To misquote JFK “Ask not what your liquidator can do for you, but what you can do for your liquidator”.
Many company directors/shareholders who place a company in liquidation seemingly have a reluctance or unwillingness to further engage with the liquidator, tasked with winding up the affairs of their failed company, after the initial first or second meetings. Often the feeling seems to be – well I have placed it in the hands of the liquidator so he can sort it out, deal with creditors, etc., and I can move on.

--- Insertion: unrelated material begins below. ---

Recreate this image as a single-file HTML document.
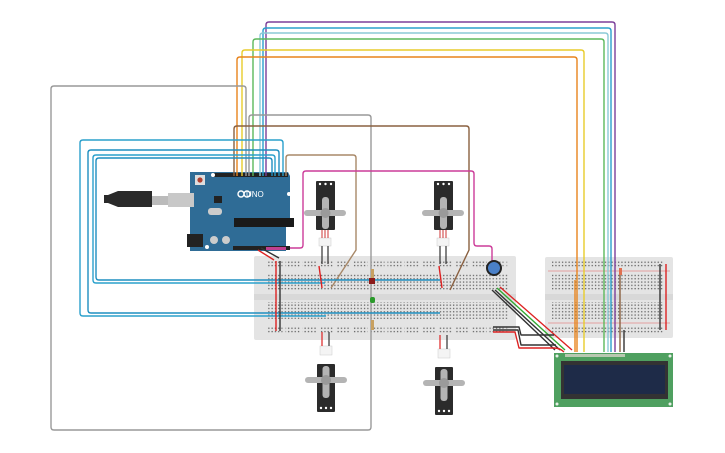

This approach overlooks the fact that the liquidator doesn’t (well definitely shouldn’t) have the history of the company, proper books & records, ability to deal with queries relating to e.g. book, debts, other issues without the ongoing assistance of the director. This isn’t true of all company directors/shareholders and those who are available to continue to assist the liquidator in the performance of his duties often result in better outcomes for creditors and sometimes, even for shareholders.
Much the same comment applies to creditors who, once the company is in liquidation often, expect unrealistic outcomes from the liquidator. It is a feature of our liquidator reports at Waterstone to request any information from creditors which might assist the liquidator. Certain creditors may have insights into the company that the liquidator will be unaware of information, such as email correspondence/ telephone conversations in relation to certain assets/recoveries that the liquidator may be unaware of.
The most successful liquidation outcomes are usually, the result of both creditors and directors working together with the liquidator. A liquidator is unable to wave a “magic wand” to produce a successful outcome without their assistance, and the director(s) and creditors should be aware of this.